Hi Jessica, Yeah Rudiments are the fundamentals. I'm 44 soon to be 45 and was heavily involved on another drummers site, but was really the only active female and things got to be pretty heavy..Great Guys, But certain things got in the way.. anyway I learned a ton from them..and miss them so much, but I can't go back, so I'm ttrying to find a place where I can chat drums and feel safe.
If you have any questions at all, I do all I can to help. Melinda
Yes. I've seen the electronic ones and they will def be a good choice if I can use headphones! I am pretty sure my neighbors will be a little upset if I start jamming in the middle of the night. Thank you very much for everything! TTYL
have you ever heard of Pauline Oliveros? She's an amazing composer who developed Deep Listening as a creative practice for musicians and others who want to expand creativity/consciousness through listening and related practices. The Deep Listening website is: www.deeplistening.org
There are lots of Deep Listeners in california. you can join the DL google group to get in touch with them.
happy new year!
jessica - you are a good player! your hand drumming skills are really impressive and you have a great sense of rhythm... yeah, ask away - i need to think about what i'm learning as well, and it helps to analyze the whys and hows.

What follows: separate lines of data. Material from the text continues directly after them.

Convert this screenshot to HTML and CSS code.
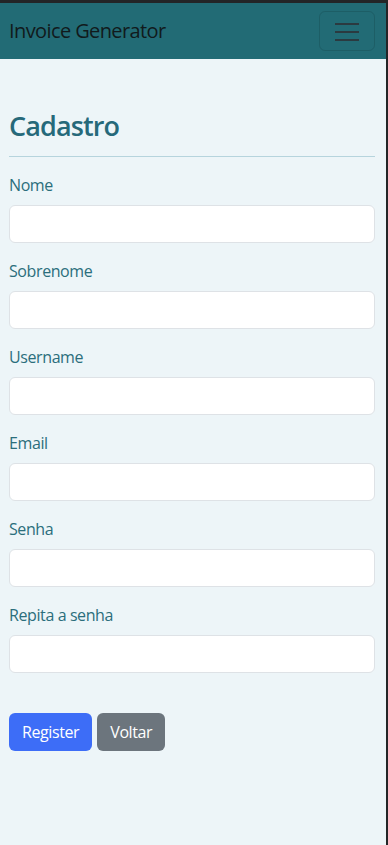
FILE: index.html
```html
<!DOCTYPE html>
<html lang="pt">
<head>
<meta charset="utf-8">
<title>Cadastro</title>
<link rel="stylesheet" href="styles.css">
</head>
<body>
<div class="frame">
  <nav class="navbar">
    <span class="brand">Invoice Generator</span>
    <button class="toggler" type="button" aria-label="Menu">
      <svg width="26" height="20" viewBox="0 0 26 20"><path d="M1 3h24M1 11h24M1 19h24" stroke="#2b3a40" stroke-width="2"/></svg>
    </button>
  </nav>
  <main class="content">
    <h1 class="title">Cadastro</h1>
    <hr class="divider">
    <form class="form">
      <div class="field"><label class="label">Nome</label><input class="input" type="text"></div>
      <div class="field"><label class="label">Sobrenome</label><input class="input" type="text"></div>
      <div class="field"><label class="label">Username</label><input class="input" type="text"></div>
      <div class="field"><label class="label">Email</label><input class="input" type="email"></div>
      <div class="field"><label class="label">Senha</label><input class="input" type="password"></div>
      <div class="field"><label class="label">Repita a senha</label><input class="input" type="password"></div>
      <div class="actions">
        <button class="btn btn-primary" type="button">Register</button>
        <button class="btn btn-secondary" type="button">Voltar</button>
      </div>
    </form>
  </main>
</div>
</body>
</html>
```
FILE: styles.css
```css
html, body {
  margin: 0;
  padding: 0;
  height: 100%;
}
body {
  background: #232527;
  font-family: "Open Sans", "Noto Sans", sans-serif;
  font-size: 16px;
  line-height: 1.5;
  letter-spacing: -0.4px;
}
.frame {
  box-sizing: border-box;
  margin-top: 3px;
  margin-right: 2px;
  height: calc(100% - 3px);
  background: #edf5f8;
}
.navbar {
  height: 56px;
  background: #226b75;
  display: flex;
  align-items: center;
  justify-content: space-between;
  padding: 0 11px 0 9px;
}
.brand {
  font-size: 20px;
  letter-spacing: -0.6px;
  color: #111a1c;
}
.toggler {
  width: 56px;
  height: 40px;
  border: 1px solid rgba(0, 0, 0, 0.12);
  border-radius: 6px;
  background: transparent;
  display: flex;
  align-items: center;
  justify-content: center;
  padding: 0;
}
.content {
  padding: 50px 11px 0 9px;
}
.title {
  margin: 0;
  font-size: 27px;
  font-weight: 600;
  line-height: 1.25;
  letter-spacing: -0.9px;
  color: #26697a;
}
.divider {
  margin: 13px 0 16px;
  border: 0;
  border-top: 1px solid #b6d4dd;
}
.field {
  display: flex;
  flex-direction: column;
  margin-bottom: 16px;
}
.label {
  color: #2b6e7c;
  margin-bottom: 8px;
}
.input {
  box-sizing: border-box;
  height: 38px;
  border: 1px solid #dee2e6;
  border-radius: 6px;
  background: #fff;
  font: inherit;
}
.actions {
  display: flex;
  gap: 5px;
  margin-top: 40px;
}
.btn {
  height: 38px;
  padding: 0 13px;
  border: 0;
  border-radius: 6px;
  color: #fff;
  font: inherit;
  letter-spacing: -0.4px;
}
.btn-primary {
  background: #3d6df7;
}
.btn-secondary {
  background: #6c757d;
}
```
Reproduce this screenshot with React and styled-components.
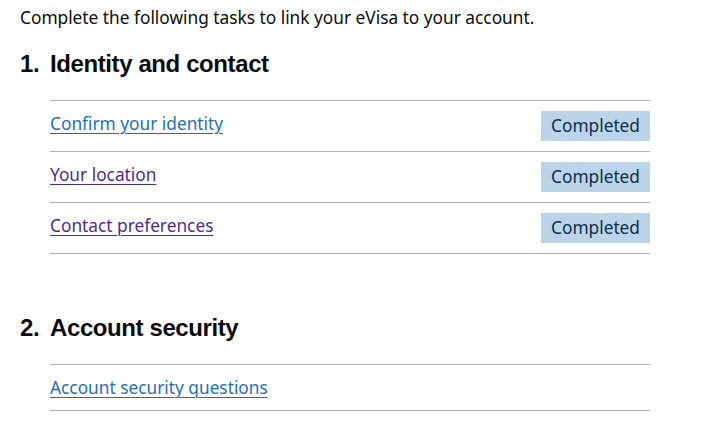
import React from 'react';
import styled, { createGlobalStyle } from 'styled-components';

const GlobalStyle = createGlobalStyle`
  body {
    margin: 0;
    background: #ffffff;
    font-family: "Noto Sans", "Liberation Sans", Arial, sans-serif;
    color: #0b0c0c;
  }
`;

const Page = styled.main`
  padding: 0 20px;
  width: 712px;
  box-sizing: border-box;
`;

const Intro = styled.p`
  margin: 0;
  padding-top: 5px;
  font-size: 17.3px;
  line-height: 25px;
`;

const Sections = styled.ol`
  list-style: none;
  margin: 0;
  padding: 0;
`;

const Section = styled.li`
  margin-top: ${(p) => p.$gap}px;
`;

const SectionHeading = styled.h2`
  display: flex;
  margin: 0 0 21px;
  font-family: "Liberation Sans", Arial, sans-serif;
  font-size: 24px;
  line-height: 30px;
  font-weight: 700;
  letter-spacing: -0.4px;
`;

const Number = styled.span`
  width: 30px;
  flex: none;
`;

const Tasks = styled.ul`
  list-style: none;
  margin: 0 0 0 30px;
  padding: 0;
  width: 600px;
  border-bottom: 1px solid #b1b4b6;
`;

const Task = styled.li`
  display: flex;
  align-items: flex-start;
  justify-content: space-between;
  min-height: 25px;
  padding: 10px 0;
  border-top: 1px solid #b1b4b6;
`;

const TaskLink = styled.a`
  font-size: 17.3px;
  line-height: 25px;
  color: ${(p) => (p.$visited ? '#4c2c92' : '#1d70b8')};
  text-decoration: underline;
  text-decoration-thickness: 1px;
  text-underline-offset: 3px;
`;

const Tag = styled.strong`
  display: inline-block;
  padding: 2px 10px;
  font-size: 17.3px;
  line-height: 26px;
  font-weight: 400;
  color: #0c2d4a;
  background: #bbd4ea;
`;

const sections = [
  {
    title: 'Identity and contact',
    gap: 19,
    tasks: [
      { name: 'Confirm your identity', status: 'Completed' },
      { name: 'Your location', status: 'Completed', visited: true },
      { name: 'Contact preferences', status: 'Completed', visited: true },
    ],
  },
  {
    title: 'Account security',
    gap: 59,
    tasks: [{ name: 'Account security questions' }],
  },
];

export default function App() {
  return (
    <>
      <GlobalStyle />
      <Page>
        <Intro>Complete the following tasks to link your eVisa to your account.</Intro>
        <Sections>
          {sections.map((s, i) => (
            <Section key={s.title} $gap={s.gap}>
              <SectionHeading>
                <Number>{i + 1}.</Number>
                {s.title}
              </SectionHeading>
              <Tasks>
                {s.tasks.map((t) => (
                  <Task key={t.name}>
                    <TaskLink href="#" $visited={t.visited}>
                      {t.name}
                    </TaskLink>
                    {t.status && <Tag>{t.status}</Tag>}
                  </Task>
                ))}
              </Tasks>
            </Section>
          ))}
        </Sections>
      </Page>
    </>
  );
}
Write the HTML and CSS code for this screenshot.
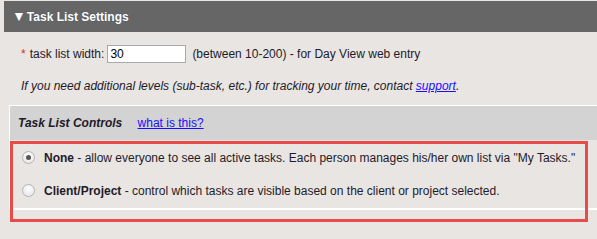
FILE: index.html
```html
<!DOCTYPE html>
<html lang="en">
<head>
    <title>Task List Settings</title>
    <meta charset="utf-8">
    <link rel="stylesheet" href="styles.css">
</head>
<body>
<div class="settings">
    <div class="section-head"><span class="arrow">&#9660;</span>Task List Settings</div>
    <div class="width-row">
        <span class="req">*</span>
        <span class="label">task list width:</span>
        <input class="width-input" type="text" value="30">
        <span class="hint">(between 10-200) - for Day View web entry</span>
    </div>
    <div class="note">If you need additional levels (sub-task, etc.) for tracking your time, contact <a href="#">support</a>.</div>
    <div class="panel">
        <div class="panel-head">
            <span class="panel-title">Task List Controls</span>
            <a href="#">what is this?</a>
        </div>
        <div class="options">
            <label class="option"><input type="radio" name="ctl" checked><b>None</b>&nbsp;- allow everyone to see all active tasks. Each person manages his/her own list via "My Tasks."</label>
            <label class="option"><input type="radio" name="ctl"><b>Client/Project</b>&nbsp;- control which tasks are visible based on the client or project selected.</label>
            <div class="mark"></div>
        </div>
    </div>
</div>
</body>
</html>
```

FILE: styles.css
```css
html, body {
    min-height: 239px;
}
body {
    margin: 0;
    background: #e8e5e2;
    font-family: "Liberation Sans", Arial, sans-serif;
    font-size: 12px;
    color: #1e1b2a;
}
.settings {
    padding: 1px 0 0 4px;
}
.section-head {
    background: #666;
    color: #fff;
    font-weight: bold;
    font-size: 12px;
    height: 31px;
    line-height: 31px;
    padding-left: 8px;
    text-shadow: 0 0 1px #3a4a5a;
}
.arrow {
    font-size: 14px;
    margin-right: 1px;
}
.width-row {
    display: flex;
    align-items: center;
    padding: 13px 0 0 17px;
    height: 18px;
}
.req {
    color: #e0302a;
    margin-right: 4px;
}
.width-input {
    box-sizing: border-box;
    width: 79px;
    height: 18px;
    margin: 0 6px 0 3px;
    padding: 0 2px;
    border: 1px solid #a9a9a9;
    font: 12px "Liberation Sans", Arial, sans-serif;
    color: #000;
}
.note {
    font-style: italic;
    padding: 14px 0 0 17px;
    height: 18px;
    line-height: 18px;
}
a {
    color: #1a0dff;
}
.panel {
    margin: 10px 0 0 5px;
    border-top: 1px solid #fff;
    border-left: 1px solid #fff;
    border-bottom: 2px solid #fff;
}
.panel-head {
    background: #d3d3d3;
    height: 34px;
    line-height: 34px;
    padding-left: 8px;
}
.panel-title {
    font-weight: bold;
    font-style: italic;
    margin-right: 12px;
}
.options {
    position: relative;
    height: 67px;
    padding-left: 11px;
}
.option {
    display: flex;
    align-items: center;
    height: 33px;
    white-space: nowrap;
}
.option:first-child {
    margin-top: 1px;
}
.option input {
    appearance: none;
    -webkit-appearance: none;
    box-sizing: border-box;
    width: 13px;
    height: 13px;
    margin: 0 9px 0 1px;
    border: 1px solid #b4b4b4;
    border-radius: 50%;
    background: radial-gradient(circle at 50% 35%, #fff, #e2e2e2);
    position: relative;
}
.option input:checked::after {
    content: "";
    position: absolute;
    left: 3px;
    top: 3px;
    width: 5px;
    height: 5px;
    border-radius: 50%;
    background: #555;
}
.mark {
    position: absolute;
    left: 0;
    top: 0;
    width: 572px;
    height: 75px;
    border: 3px solid #e84c48;
}
```
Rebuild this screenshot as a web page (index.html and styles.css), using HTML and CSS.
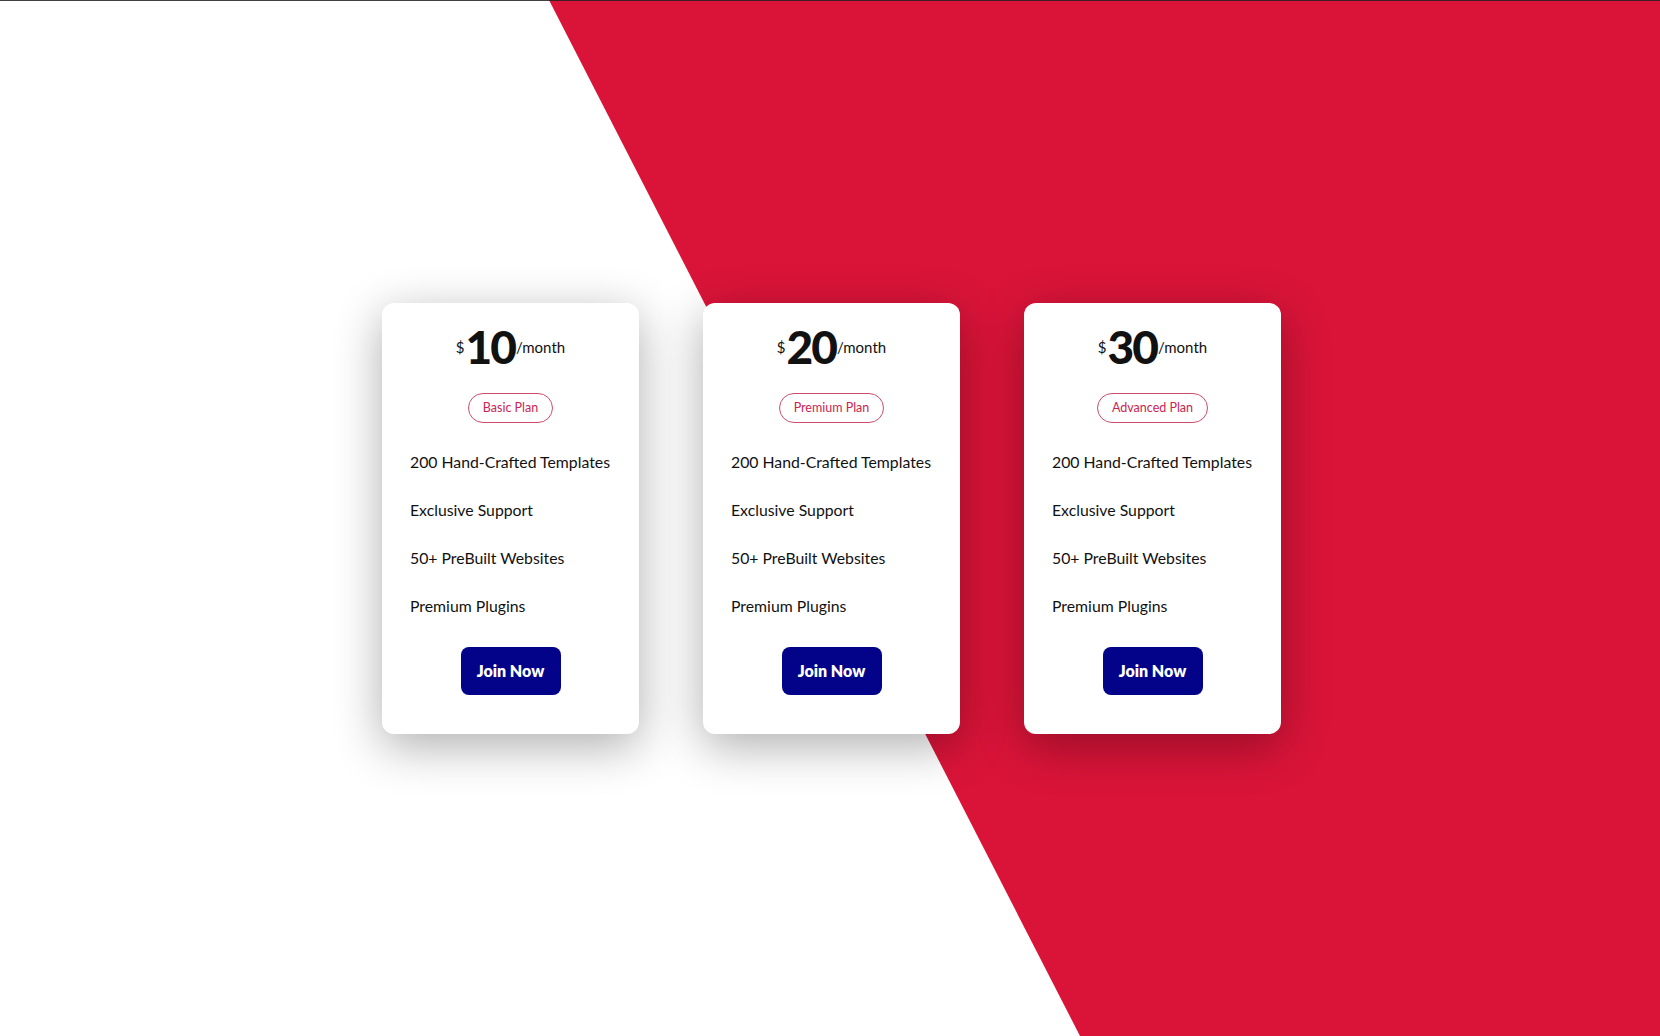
FILE: index.html
```html
<!DOCTYPE html>
<html lang="en">
<head>
    <meta charset="UTF-8">
    <meta name="viewport" content="width=device-width, initial-scale=1.0">
    <title>Pricing</title>
    <link rel="stylesheet" href="styles.css">
</head>
<body>
<div class="pricing">
    <div class="card">
        <div class="price"><span class="currency">$</span><span class="amount">10</span><span class="period">/month</span></div>
        <span class="plan">Basic Plan</span>
        <ul class="features">
            <li>200 Hand-Crafted Templates</li>
            <li>Exclusive Support</li>
            <li>50+ PreBuilt Websites</li>
            <li>Premium Plugins</li>
        </ul>
        <button type="button" class="join">Join Now</button>
    </div>
    <div class="card">
        <div class="price"><span class="currency">$</span><span class="amount">20</span><span class="period">/month</span></div>
        <span class="plan">Premium Plan</span>
        <ul class="features">
            <li>200 Hand-Crafted Templates</li>
            <li>Exclusive Support</li>
            <li>50+ PreBuilt Websites</li>
            <li>Premium Plugins</li>
        </ul>
        <button type="button" class="join">Join Now</button>
    </div>
    <div class="card">
        <div class="price"><span class="currency">$</span><span class="amount">30</span><span class="period">/month</span></div>
        <span class="plan">Advanced Plan</span>
        <ul class="features">
            <li>200 Hand-Crafted Templates</li>
            <li>Exclusive Support</li>
            <li>50+ PreBuilt Websites</li>
            <li>Premium Plugins</li>
        </ul>
        <button type="button" class="join">Join Now</button>
    </div>
</div>
</body>
</html>
```

FILE: styles.css
```css
* {
    box-sizing: border-box;
}

body {
    font-family: Lato, "Noto Sans", sans-serif;
    background-color: #ffffff;
    color: #111111;
    margin: 0;
    padding: 0;
    height: 100vh;
    display: flex;
    justify-content: center;
    align-items: center;
    position: relative;
    overflow: hidden;
}

/* red diagonal background */
body::before {
    content: "";
    position: absolute;
    inset: 0;
    background-color: #da1439;
    clip-path: polygon(33.07% 0, 100% 0, 100% 100%, 65.06% 100%);
}

body::after {
    content: "";
    position: absolute;
    top: 0;
    left: 0;
    right: 0;
    height: 1px;
    background-color: rgba(30, 30, 30, 0.85);
}

.pricing {
    position: relative;
    display: flex;
    gap: 64px;
    margin-left: 3px;
}

.card {
    width: 257px;
    height: 431px;
    background-color: #ffffff;
    border-radius: 12px;
    box-shadow: 0 12px 48px rgba(0, 0, 0, 0.32);
    padding: 21px 28px 39px;
    display: flex;
    flex-direction: column;
    align-items: center;
}

.price {
    display: flex;
    align-items: center;
    justify-content: center;
    height: 46px;
}

.currency {
    font-size: 15px;
    margin-right: 1px;
}

.amount {
    font-size: 46px;
    font-weight: 900;
    line-height: 1;
    letter-spacing: -2px;
}

.period {
    font-size: 15px;
    margin-left: 1px;
}

.plan {
    margin-top: 23px;
    height: 30px;
    padding: 0 14px;
    border: 1px solid #cf4b6b;
    border-radius: 15px;
    color: #c92552;
    font-size: 12.5px;
    line-height: 28px;
}

.features {
    list-style: none;
    margin: 27px 0 0;
    padding: 0;
    align-self: stretch;
}

.features li {
    font-size: 15.8px;
    line-height: 24px;
    margin-bottom: 24px;
    white-space: nowrap;
}

.features li:last-child {
    margin-bottom: 0;
}

.join {
    margin-top: auto;
    width: 100px;
    height: 48px;
    background-color: #03038a;
    color: #ffffff;
    border: none;
    border-radius: 8px;
    font-family: inherit;
    font-size: 16px;
    font-weight: 800;
    cursor: pointer;
}
```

i'm ear trained as well - i'm so glad of that - i think it's much more important than reading, though we need to read as well.
when you were playing on the video with the bongos, were you improvising?
do you know of the Born to Drum camp? i'm thinking of registering this year, and am looking for feedback from people who have attended... google it - i can't remember the website address - born to drum.something (net or org)
I think everyone is doing something different, but I guess largely it's probably based on what is in their muscle memory when they are improvising solos - so yeah, rudiments and beats (or rhythmic feels - grooves) would probably be the norm for soloing.
Soloing has never been my strength - I like playing WITH people, but folks are impressed by the crazy busy soloing.
Do you play in a band? I think that's really the key to getting out of your head and in to your body (feeling it).
If you aren't playing with anyone, I suggest finding some friends to play with. Don't worry about your skill level - people are always looking for drummers and you have lots to offer both technically and creatively. Any band would be lucky to have you with your interest in hand and stick percussion and the experience you have in all types of rhythms and feels.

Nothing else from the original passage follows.